En dikkat çeken nokta, Camp Network’ün üretken yapay zekâ ile fikri mülkiyet arasındaki tüm adımları dijitalleştirerek telif zincirini baştan sona yönetilebilir hale getirmiş olması. Kullanıcılar *Origin Framework* aracılığıyla görsel, video, müzik gibi içeriklerini on-chain sisteme kaydedebiliyor ve içerik her kullanıldığında otomatik olarak telif ücreti alıyor. mAItrix platformu da yalnızca yasal olarak izin verilmiş IP’leri içeren verilerle AI modeli eğitmeye olanak tanıyor ve bu sistem üzerinden yapay zekâ araçlarını kolayca geliştirmek ve dağıtmak mümkün hale geliyor.
Daha önceki IP odaklı blokzincir projeleri genellikle geleneksel medya veya büyük eğlence şirketlerine yönelik çözümler sunarken, Camp Network esas olarak bireysel içerik üreticilerin verileri ve içeriklerini merkeze alıyor. YouTube videoları, TikTok içerikleri, blog yazıları ve diğer çevrim içi aktivitelerin tamamı bu sistem çerçevesinde *fikri mülkiyet değeri* taşıyan dijital varlıklar olarak kabul ediliyor ve yapay zekâ eğitimi sürecinde de bu statüyü koruyor.
En önemlisi, Camp Network yalnızca bir fikir değil, hâlihazırda *geniş bir kullanıcı kitlesine sahip* olan faal bir platform. Rapora göre şu ana kadar toplamda yaklaşık 300 bin IP kaydı sisteme dahil edildi ve 4 milyon civarında cüzdan oluşturuldu.

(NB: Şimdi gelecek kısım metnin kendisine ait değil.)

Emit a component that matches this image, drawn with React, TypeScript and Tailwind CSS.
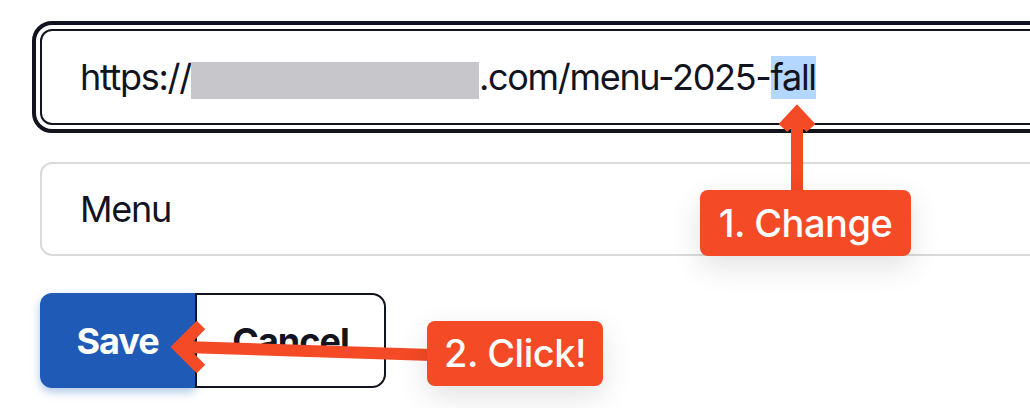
import React from "react";

const ORANGE = "#f44a26";

function Arrows() {
  return (
    <svg
      className="pointer-events-none absolute left-0 top-0"
      width={1030}
      height={408}
      viewBox="0 0 1030 408"
    >
      {/* 1. change: points up at "fall" */}
      <line x1={797} y1={116} x2={797} y2={194} stroke={ORANGE} strokeWidth={12} />
      <polyline
        points="783,128 797,113 811,128"
        fill="none"
        stroke={ORANGE}
        strokeWidth={12}
        strokeLinejoin="miter"
      />
      {/* 2. click: points left at Save */}
      <line x1={184} y1={347} x2={432} y2={355} stroke={ORANGE} strokeWidth={12} />
      <polyline
        points="201,325 179,347 201,369"
        fill="none"
        stroke={ORANGE}
        strokeWidth={12}
        strokeLinejoin="miter"
      />
    </svg>
  );
}

function Callout({ text, className }: { text: string; className: string }) {
  return (
    <div
      className={`absolute flex items-center justify-center rounded-[8px] bg-[#f44a26] text-[38px] font-medium tracking-[-0.5px] text-white shadow-[0_10px_30px_rgba(0,0,0,0.12)] ${className}`}
    >
      {text}
    </div>
  );
}

export default function App() {
  return (
    <div
      className="relative h-[408px] w-[1030px] overflow-hidden bg-white text-[#11131f]"
      style={{ fontFamily: "Inter, 'Noto Sans', sans-serif" }}
    >
      <div className="flex flex-col gap-[37px] pl-[40px] pt-[29px] tracking-[-1.3px]">
        <div className="flex h-[96px] w-[1100px] items-center rounded-[12px] border-2 border-[#11131f] pl-[38px] text-[36px] outline-4 outline-offset-4 outline-solid outline-[#11131f]">
          <span>https://</span>
          <span className="inline-block h-[37px] w-[288px] translate-y-[3px] bg-[#c7c7cb]" />
          <span>.com/menu-2025-</span>
          <span className="inline-block h-[43px] bg-[#b3d7fe] leading-[43px]">fall</span>
        </div>

        <div className="flex h-[94px] w-[1100px] items-center rounded-[12px] border-2 border-[#dadada] pl-[38px] text-[36px]">
          Menu
        </div>

        <div className="flex h-[95px] text-[36px] font-bold tracking-[-1px]">
          <button className="h-full w-[155px] rounded-l-[12px] bg-[#1f5bb6] text-white shadow-[0_4px_10px_rgba(31,91,182,0.35)]">
            Save
          </button>
          <button className="h-full w-[191px] rounded-r-[14px] border-2 border-[#11131f] bg-white">
            Cancel
          </button>
        </div>
      </div>

      <Arrows />

      <Callout text="1. Change" className="left-[700px] top-[190px] h-[66px] w-[211px]" />
      <Callout text="2. Click!" className="left-[427px] top-[321px] h-[65px] w-[176px]" />
    </div>
  );
}
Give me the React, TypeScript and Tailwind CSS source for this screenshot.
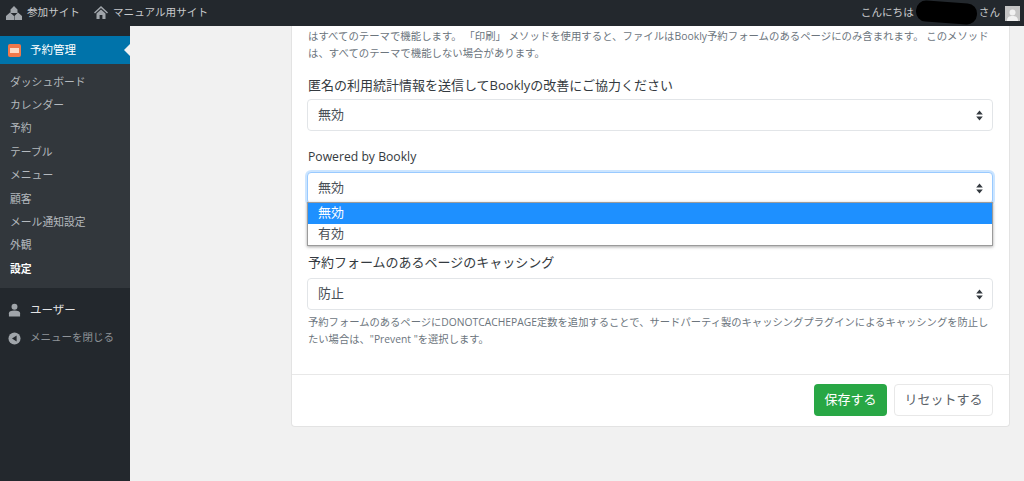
import React from "react";

const font = { fontFamily: '"Open Sans", "Noto Sans CJK JP", "Noto Sans", sans-serif' };

function Chevrons() {
  return (
    <svg width="7" height="11" viewBox="0 0 7 11" className="shrink-0">
      <path d="M3.5 0.5 L6.8 4.4 H0.2 Z M3.5 10.5 L6.8 6.6 H0.2 Z" fill="#343a40" />
    </svg>
  );
}

function Select({ value, focus }: { value: string; focus?: boolean }) {
  return (
    <div
      className={
        "flex h-[32px] items-center justify-between rounded-[4px] border bg-white pl-[10px] pr-[9px] text-[13px] text-[#495057] " +
        (focus ? "border-[#99caff] shadow-[0_0_0_2px_rgba(0,123,255,0.2)]" : "border-[#e2e5e8]")
      }
    >
      <span>{value}</span>
      <Chevrons />
    </div>
  );
}

const items = ["ダッシュボード", "カレンダー", "予約", "テーブル", "メニュー", "顧客", "メール通知設定", "外観"];

export default function App() {
  return (
    <div className="flex h-[481px] w-[1024px] flex-col overflow-hidden bg-[#f1f1f1]" style={font}>
      <header className="z-20 flex h-[26px] shrink-0 items-center justify-between bg-[#23282d] pl-[6px] pr-[4px] text-[10.6px] text-[#c8cacc]">
        <div className="flex items-center">
          <svg width="16" height="14" viewBox="0 0 16 14" className="mr-[5px]">
            <path d="M8 0 L11.5 3.6 V7 H4.5 V3.6 Z M4 6.5 L8 10 V14 H0 V10 Z M12 6.5 L16 10 V14 H8.5 V10 Z" fill="#a0a5aa" />
          </svg>
          <span>参加サイト</span>
          <svg width="14" height="13" viewBox="0 0 14 13" className="ml-[14px] mr-[5px]">
            <path d="M7 0 L14 6.4 L13 7.4 L7 2 L1 7.4 L0 6.4 Z M2.5 7.6 L7 3.6 L11.5 7.6 V13 H8.4 V9 H5.6 V13 H2.5 Z" fill="#a0a5aa" />
          </svg>
          <span>マニュアル用サイト</span>
        </div>
        <div className="flex items-center">
          <span>こんにちは</span>
          <div className="relative ml-[2px] h-[18px] w-[61px]">
            <div className="absolute -top-[2px] left-0 h-[21px] w-[61px] rotate-[4deg] rounded-[10px] bg-black" />
          </div>
          <span className="ml-[2px]">さん</span>
          <div className="ml-[5px] flex h-[15px] w-[15px] items-end justify-center overflow-hidden bg-[#c4c4c4]">
            <svg width="13" height="13" viewBox="0 0 13 13">
              <circle cx="6.5" cy="4.5" r="3" fill="#f1f1f1" />
              <path d="M1 13 C1 9 3 8 6.5 8 C10 8 12 9 12 13 Z" fill="#f1f1f1" />
            </svg>
          </div>
        </div>
      </header>

      <div className="flex min-h-0 flex-1">
        <aside className="flex w-[130px] shrink-0 flex-col bg-[#23282d] pt-[10px]">
          <div className="relative flex h-[28px] items-center bg-[#0073aa] pl-[8px] text-[11.5px] text-white">
            <div className="mr-[9px] flex h-[13px] w-[13px] items-center justify-center rounded-[2px] bg-[#f0784a]">
              <div className="h-[5px] w-[9px] bg-[#fbd9c4]" />
            </div>
            <span>予約管理</span>
            <div className="absolute right-0 top-[8px] h-0 w-0 border-y-[6px] border-r-[6px] border-y-transparent border-r-[#f1f1f1]" />
          </div>
          <nav className="flex flex-col bg-[#32373c] pb-[7px] pt-[6px] text-[10.8px] text-[#b4b9be]">
            {items.map((t) => (
              <div key={t} className="flex h-[23.4px] items-center pl-[10px]">
                {t}
              </div>
            ))}
            <div className="flex h-[23.4px] items-center pl-[10px] font-bold text-white">設定</div>
          </nav>
          <div className="mt-[11px] flex h-[23px] items-center pl-[8px] text-[11.5px] text-[#e2e3e4]">
            <svg width="13" height="14" viewBox="0 0 14 14" className="mr-[9px]">
              <circle cx="7" cy="3.6" r="3.2" fill="#a0a5aa" />
              <path d="M1 14 V10.5 C1 8.5 3 7.6 7 7.6 C11 7.6 13 8.5 13 10.5 V14 Z" fill="#a0a5aa" />
            </svg>
            <span>ユーザー</span>
          </div>
          <div className="mt-[5px] flex h-[23px] items-center pl-[8px] text-[10.5px] text-[#8f9499]">
            <svg width="13" height="13" viewBox="0 0 14 14" className="mr-[9px]">
              <circle cx="7" cy="7" r="6.5" fill="#a0a5aa" />
              <path d="M9.3 3.8 V10.2 L4.3 7 Z" fill="#23282d" />
            </svg>
            <span>メニューを閉じる</span>
          </div>
        </aside>

        <main className="min-w-0 flex-1 pl-[161px] pr-[14px]">
          <section className="h-[401px] overflow-hidden rounded-b-[4px] border-x border-b border-[#e3e3e3] bg-white">
            <div className="pl-[15px] pr-[16px]">
              <p className="pl-[1px] pt-[2px] text-[10.4px] leading-[17px] text-[#6c757d] [text-spacing-trim:space-all]">
                はすべてのテーマで機能します。 「印刷」 メソッドを使用すると、ファイルはBookly予約フォームのあるページにのみ含まれます。 このメソッド
                <br />
                は、すべてのテーマで機能しない場合があります。
              </p>
              <div className="mt-[13px] pl-[1px] text-[13px] leading-[20px] text-[#343a40]">
                匿名の利用統計情報を送信してBooklyの改善にご協力ください
              </div>
              <div className="mt-[4px]">
                <Select value="無効" />
              </div>
              <div className="mt-[16px] pl-[1px] text-[12.2px] leading-[20px] text-[#343a40]">Powered by Bookly</div>
              <div className="relative mt-[5px]">
                <Select value="無効" focus />
                <div className="absolute inset-x-0 top-[30px] z-10 border border-[#9b9b9b] bg-white text-[13px] text-[#495057] shadow-[0_1px_3px_rgba(0,0,0,0.35)]">
                  <div className="flex h-[21px] items-center bg-[#1e90ff] pb-[2px] pl-[10px] text-white">無効</div>
                  <div className="flex h-[21px] items-center pb-[2px] pl-[10px]">有効</div>
                </div>
              </div>
              <div className="mt-[48px] pl-[1px] text-[13px] leading-[20px] text-[#343a40]">予約フォームのあるページのキャッシング</div>
              <div className="mt-[6px]">
                <Select value="防止" />
              </div>
              <p className="mt-[4px] whitespace-nowrap pl-[1px] text-[10.3px] leading-[17px] text-[#6c757d]">
                予約フォームのあるページにDONOTCACHEPAGE定数を追加することで、サードパーティ製のキャッシングプラグインによるキャッシングを防止し
                <br />
                たい場合は、"Prevent "を選択します。
              </p>
            </div>
            <div className="mt-[26px] flex justify-end gap-[7px] border-t border-[#e8e8e8] bg-white pl-[16px] pr-[16px] pt-[9px]">
              <button className="h-[32px] w-[73px] rounded-[4px] bg-[#28a745] text-[13px] text-white">保存する</button>
              <button className="h-[32px] w-[99px] rounded-[4px] border border-[#e8e8e8] bg-white text-[13px] text-[#5a6268]">リセットする</button>
            </div>
          </section>
        </main>
      </div>
    </div>
  );
}
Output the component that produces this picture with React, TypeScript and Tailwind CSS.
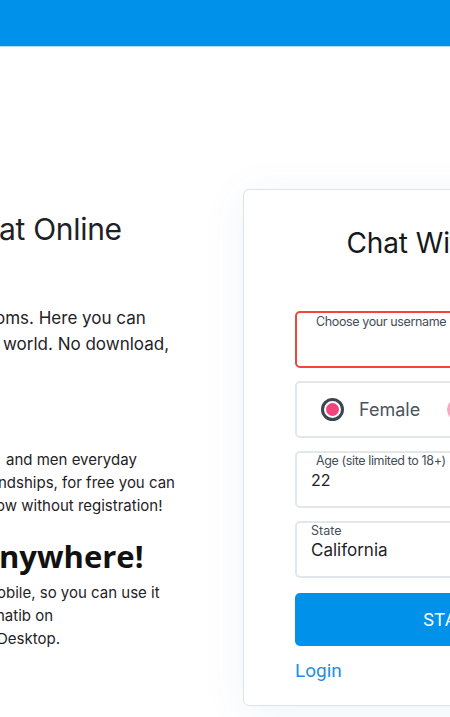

Ayrıca 60’tan fazla proje, Camp altyapısını kullanarak doğrudan uygulama geliştiriyor. Tiger Research, bu yönüyle Camp Network’ün yalnızca teknik bir öneri değil, aktüel bir çözüm olarak değerlendirilebileceğini vurguluyor.
Yapay zekânın gelişmesiyle birlikte izinsiz veri kullanımı ve buna dair hukuki çatışmaların artacağı bir ortamda, Camp Network sadece bir alternatif sistem değil; *sektörün sürdürülebilirliği* açısından kilit bir altyapı olarak yorumlanıyor. Ürettikleri içerikleri yöneten yapay zekâ agent’larının çoğaldığı bir gelecekte, içeriklerin yasal kaynağını belirleme ve bu kaynaklara güvenli biçimde erişme imkânı sağlayan sistemler, AI ekonomisinin temel taşlarından biri olabilir.
Sonuç olarak, Camp Network hem yapay zekâ teknolojisinin veri krizine çözüm ararken hem de bireylere *veri özgürlüğü* tanımaya dönük bir yaklaşımı benimsiyor. Bu sayede, verinin izinsiz sömürüsü yerine, *karşılıklı faydaya dayalı yeni bir dijital üretim ekosistemi* kurgulanıyor. Yapay zekâ, blokzincir ve kullanıcı hakkı gibi farklı alanların entegrasyonu, geleceğin dijital ekonomisine dair önemli bir paradigma değişimini işaret ediyor.